For our purpose we just want to show which is conservation estate and which is not. So we dont need or want to retain the boundarys of individual parks, and the emphasis is on minimum data size. Hence the less lines the better, which means dissolving the shapes into the fewest possible.

Secondly the process of simplifying data while maintaining topology is not straightforward in postigs at present. See stackoverflow for discussion on how to do this while retaining topological integrity. In particular st_simplify is not aware of shared boundarys and st_simplifypreservetopology is no smarter. All the latter does is, when simplifyiing shapes down to almost nothing, is try not to leave invalid shapes like polygons with two sides and the like. Frankly i think this should be standard behavior of st_simplify, but, alas, moving on.

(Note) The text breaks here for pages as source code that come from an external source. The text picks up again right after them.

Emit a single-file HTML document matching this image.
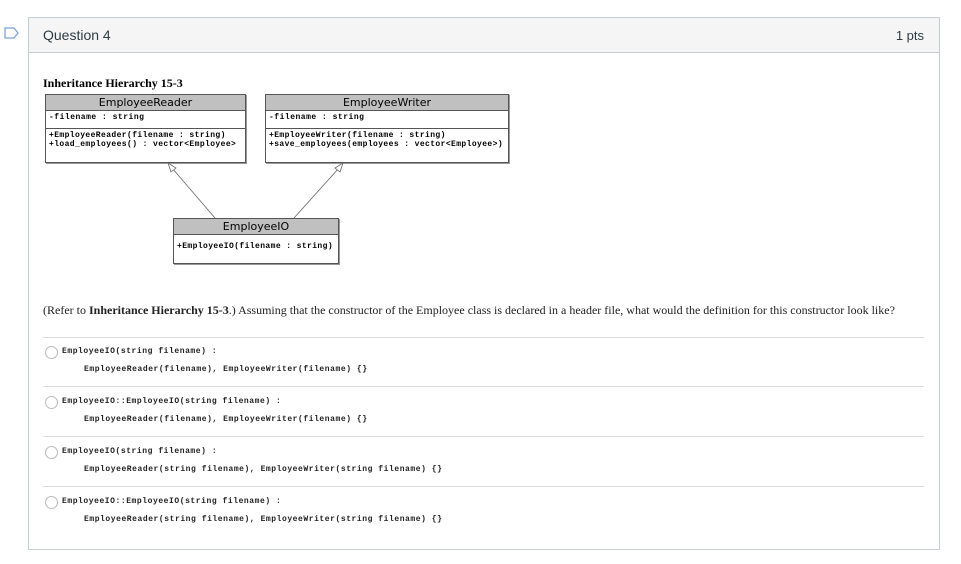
<!DOCTYPE html>
<html><head><style>
body{margin:0;background:#fff;width:961px;height:564px;position:relative;overflow:hidden;font-family:"Liberation Serif",serif}
.box{position:absolute;left:28px;top:17px;width:910px;height:531px;border:1px solid #c7cdd1}
.hdr{position:absolute;left:0;top:0;right:0;height:34px;background:#f5f5f5;border-bottom:1px solid #c7cdd1}
.hdr .t{position:absolute;left:14px;top:9px;font:14px "Liberation Sans",sans-serif;color:#2d3b45}
.hdr .p{position:absolute;right:15px;top:10px;font:13px "Liberation Sans",sans-serif;color:#2d3b45}
.a{position:absolute}
.cls{position:absolute;border:1px solid #555;background:#fff;box-shadow:1px 1px 0 #999}
.cls .h{background:#c0c0c0;border-bottom:1px solid #555;height:15px;text-align:center;font:11px "DejaVu Sans",sans-serif;line-height:15px}
.cls .r{border-bottom:1px solid #555;font:bold 8px "Liberation Mono",monospace;letter-spacing:0.5px;padding:2px 3px;line-height:10px;white-space:nowrap}
.cls .m{font:bold 8px "Liberation Mono",monospace;letter-spacing:0.4px;padding:2px 3px;line-height:9px;white-space:nowrap}
.sep{position:absolute;left:14px;width:881px;height:1px;background:#dcdcdc}
.rad{position:absolute;left:16px;width:11px;height:11px;border:1px solid #bbb;border-radius:50%}
.c1,.c2{position:absolute;font:bold 8px "Liberation Mono",monospace;letter-spacing:0.55px;color:#222;white-space:nowrap}
.c1{left:33px}.c2{left:55px}
</style></head><body>
<svg class="a" style="left:4px;top:27px" width="16" height="12"><path d="M1 1H10L14 6L10 11H1Z" fill="none" stroke="#7aa3d6" stroke-width="1.3"/></svg>
<div class="box">
<div class="hdr"><div class="t">Question 4</div><div class="p">1 pts</div></div>
<div class="a" style="left:14px;top:58px;font-weight:bold;font-size:12px">Inheritance Hierarchy 15-3</div>
<div class="cls" style="left:16px;top:76px;width:199px;height:67px"><div class="h">EmployeeReader</div><div class="r" style="height:13px">-filename : string</div><div class="m">+EmployeeReader(filename : string)<br>+load_employees() : vector&lt;Employee&gt;</div></div>
<div class="cls" style="left:236px;top:76px;width:242px;height:67px"><div class="h">EmployeeWriter</div><div class="r" style="height:13px">-filename : string</div><div class="m">+EmployeeWriter(filename : string)<br>+save_employees(employees : vector&lt;Employee&gt;)</div></div>
<div class="cls" style="left:144px;top:200px;width:164px;height:44px"><div class="h">EmployeeIO</div><div class="m" style="padding-top:7px">+EmployeeIO(filename : string)</div></div>
<svg class="a" style="left:0;top:0" width="910" height="260"><g stroke="#666" fill="#fff" stroke-width="0.8"><line x1="186" y1="200" x2="143" y2="150"/><line x1="265" y1="200" x2="310" y2="150"/><path d="M139 145L147 150L142 154Z"/><path d="M314 145L306 150L311 154Z"/></g></svg>
<div class="a" style="left:14px;top:285px;font-size:12px;color:#222">(Refer to <b>Inheritance Hierarchy 15-3</b>.) Assuming that the constructor of the Employee class is declared in a header file, what would the definition for this constructor look like?</div>
<div class="sep" style="top:319px"></div>
<div class="rad" style="top:328px"></div><div class="c1" style="top:329px">EmployeeIO(string filename) :</div><div class="c2" style="top:347px">EmployeeReader(filename), EmployeeWriter(filename) {}</div>
<div class="sep" style="top:368px"></div>
<div class="rad" style="top:378px"></div><div class="c1" style="top:379px">EmployeeIO::EmployeeIO(string filename) :</div><div class="c2" style="top:397px">EmployeeReader(filename), EmployeeWriter(filename) {}</div>
<div class="sep" style="top:418px"></div>
<div class="rad" style="top:428px"></div><div class="c1" style="top:429px">EmployeeIO(string filename) :</div><div class="c2" style="top:447px">EmployeeReader(string filename), EmployeeWriter(string filename) {}</div>
<div class="sep" style="top:468px"></div>
<div class="rad" style="top:478px"></div><div class="c1" style="top:479px">EmployeeIO::EmployeeIO(string filename) :</div><div class="c2" style="top:497px">EmployeeReader(string filename), EmployeeWriter(string filename) {}</div>
</div>
</body></html>
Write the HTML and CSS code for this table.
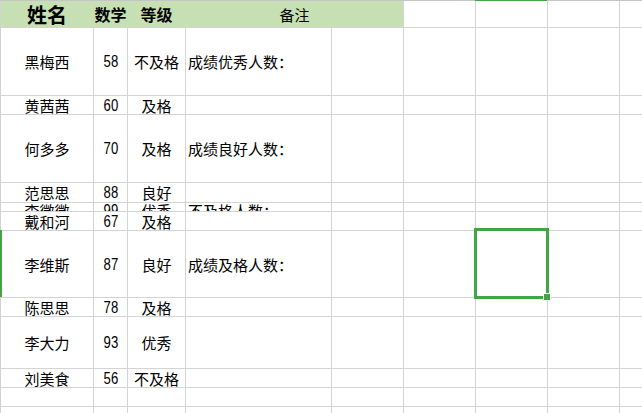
FILE: index.html
```html
<!DOCTYPE html>
<html lang="zh-CN">
<head>
<meta charset="utf-8">
<title>成绩表</title>
<link rel="stylesheet" href="styles.css">
</head>
<body>
<div class="sheet">
  <div class="col-mark"></div>
  <div class="row-mark"></div>

  <div class="row h27 header">
    <div class="cell ca hname">姓名</div>
    <div class="cell cb hbold">数学</div>
    <div class="cell cc hbold">等级</div>
    <div class="cell cde hnote">备注</div>
    <div class="cell"></div><div class="cell"></div><div class="cell"></div><div class="cell last"></div>
  </div>

  <div class="row h68">
    <div class="cell ca">黑梅西</div><div class="cell cb num"><span>58</span></div><div class="cell cc">不及格</div>
    <div class="cell cd">成绩优秀人数：</div><div class="cell"></div><div class="cell"></div><div class="cell"></div><div class="cell"></div><div class="cell last"></div>
  </div>
  <div class="row h19">
    <div class="cell ca">黄茜茜</div><div class="cell cb num"><span>60</span></div><div class="cell cc">及格</div>
    <div class="cell cd"></div><div class="cell"></div><div class="cell"></div><div class="cell"></div><div class="cell"></div><div class="cell last"></div>
  </div>
  <div class="row h68">
    <div class="cell ca">何多多</div><div class="cell cb num"><span>70</span></div><div class="cell cc">及格</div>
    <div class="cell cd">成绩良好人数：</div><div class="cell"></div><div class="cell"></div><div class="cell"></div><div class="cell"></div><div class="cell last"></div>
  </div>
  <div class="row h20">
    <div class="cell ca">范思思</div><div class="cell cb num"><span>88</span></div><div class="cell cc">良好</div>
    <div class="cell cd"></div><div class="cell"></div><div class="cell"></div><div class="cell"></div><div class="cell"></div><div class="cell last"></div>
  </div>
  <div class="row h9 clip">
    <div class="cell ca">李微微</div><div class="cell cb num"><span>99</span></div><div class="cell cc">优秀</div>
    <div class="cell cd">不及格人数：</div><div class="cell"></div><div class="cell"></div><div class="cell"></div><div class="cell"></div><div class="cell last"></div>
  </div>
  <div class="row h19">
    <div class="cell ca">戴和河</div><div class="cell cb num"><span>67</span></div><div class="cell cc">及格</div>
    <div class="cell cd"></div><div class="cell"></div><div class="cell"></div><div class="cell"></div><div class="cell"></div><div class="cell last"></div>
  </div>
  <div class="row h67">
    <div class="cell ca">李维斯</div><div class="cell cb num"><span>87</span></div><div class="cell cc">良好</div>
    <div class="cell cd">成绩及格人数：</div><div class="cell"></div><div class="cell"></div>
    <div class="cell active"><div class="selection"><span class="handle"></span></div></div>
    <div class="cell"></div><div class="cell last"></div>
  </div>
  <div class="row h19">
    <div class="cell ca">陈思思</div><div class="cell cb num"><span>78</span></div><div class="cell cc">及格</div>
    <div class="cell cd"></div><div class="cell"></div><div class="cell"></div><div class="cell"></div><div class="cell"></div><div class="cell last"></div>
  </div>
  <div class="row h52">
    <div class="cell ca">李大力</div><div class="cell cb num"><span>93</span></div><div class="cell cc">优秀</div>
    <div class="cell cd"></div><div class="cell"></div><div class="cell"></div><div class="cell"></div><div class="cell"></div><div class="cell last"></div>
  </div>
  <div class="row h19">
    <div class="cell ca">刘美食</div><div class="cell cb num"><span>56</span></div><div class="cell cc">不及格</div>
    <div class="cell cd"></div><div class="cell"></div><div class="cell"></div><div class="cell"></div><div class="cell"></div><div class="cell last"></div>
  </div>
  <div class="row h19">
    <div class="cell ca"></div><div class="cell cb"></div><div class="cell cc"></div>
    <div class="cell cd"></div><div class="cell"></div><div class="cell"></div><div class="cell"></div><div class="cell"></div><div class="cell last"></div>
  </div>
  <div class="row h19">
    <div class="cell ca"></div><div class="cell cb"></div><div class="cell cc"></div>
    <div class="cell cd"></div><div class="cell"></div><div class="cell"></div><div class="cell"></div><div class="cell"></div><div class="cell last"></div>
  </div>
</div>
</body>
</html>
```

FILE: styles.css
```css
html, body {
  margin: 0;
  padding: 0;
  background: #ffffff;
  overflow: hidden;
}

body {
  width: 642px;
  height: 413px;
  font-family: "SimSun", "Noto Sans CJK SC", sans-serif;
  font-size: 15px;
  color: #000000;
}

.sheet {
  position: relative;
  border-top: 1px solid #c4c4c4;
  border-left: 1px solid #d2d2d2;
  width: 641px;
}

.row {
  display: grid;
  grid-template-columns: 93px 34px 58px 146px 72px 72px 72px 72px 22px;
}

.h27 { height: 27px; }
.h68 { height: 68px; }
.h67 { height: 67px; }
.h52 { height: 52px; }
.h20 { height: 20px; }
.h19 { height: 19px; }
.h9  { height: 9px; }

.cell {
  box-sizing: border-box;
  border-right: 1px solid #d4d4d4;
  border-bottom: 1px solid #d4d4d4;
  display: flex;
  align-items: center;
  justify-content: center;
  line-height: 15px;
  white-space: nowrap;
  overflow: hidden;
  position: relative;
}

.cell.last {
  border-right: none;
}

.row .cell.cd {
  justify-content: flex-start;
  padding-left: 2px;
}

.num span {
  display: inline-block;
  font-family: "Liberation Sans", "Noto Sans CJK SC", sans-serif;
  font-size: 16px;
  line-height: 15px;
  transform: scaleX(0.82);
}

.clip .cell {
  align-items: flex-start;
}

.header .ca,
.header .cb,
.header .cc {
  background: #c6e0b4;
  border-right-color: transparent;
}

.header .cde {
  grid-column: span 2;
  background: #c6e0b4;
}

.hname {
  font-size: 20px;
  font-weight: 700;
  line-height: 22px;
  padding-top: 2px;
}

.hbold {
  font-size: 16px;
  font-weight: 700;
}

.hnote {
  font-size: 15px;
}

/* active cell */
.cell.active {
  overflow: visible;
  z-index: 2;
}

.selection {
  position: absolute;
  left: -2px;
  top: -3px;
  width: 75px;
  height: 71px;
  box-sizing: border-box;
  border: 3px solid #42a545;
}

.handle {
  position: absolute;
  right: -5px;
  bottom: -5px;
  width: 6px;
  height: 6px;
  background: #42a545;
  border: 1px solid #ffffff;
}

.col-mark {
  position: absolute;
  left: 474px;
  top: -1px;
  width: 72px;
  height: 1px;
  background: #42a545;
  z-index: 3;
}

.row-mark {
  position: absolute;
  left: -1px;
  top: 229px;
  width: 2px;
  height: 67px;
  background: #42a545;
  z-index: 3;
}
```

Just remember that simplify should always be used with care on polygons, as it has a tendancy to leave gaps and overlaps between adjacent features. This naturally creates a catch 22 situation. To dissolve adjacent parks into one means doing it unsimplified so as to avoid the slithers that would be created by simplification. OTOH doing it unsimplified means doing one of the most memory and cpu intensive operation that postgis possesses on a large and noisy dataset,

This workaround was adapted from the methodology found in a linfiniti article. Basically it involves simplifying somewhat first, then buffering the boundarys enough to cover the gaps that were formed between adjacent shapes, then unioning the resulting shapes into fewer larger shapes.

So methodology in hand, one might expect this to be quickly achieved via a quick simplify, buffer, union, and dump. However this dataset shows that in particular the union step is quite problematic in postgis after you exceed a certain complexity. My attempts in this case either crashed postgis from memory exhaustion (st_union) or threatened to take days or weeks to complete using st_memunion. Various experiments over several weeks (you might know this as 'postgis drama') showed that theres some sort of internal logic threshold where things go to custard. A union on the whole dataset is still going a day later, but on a 1/6th of it takes only 20 seconds.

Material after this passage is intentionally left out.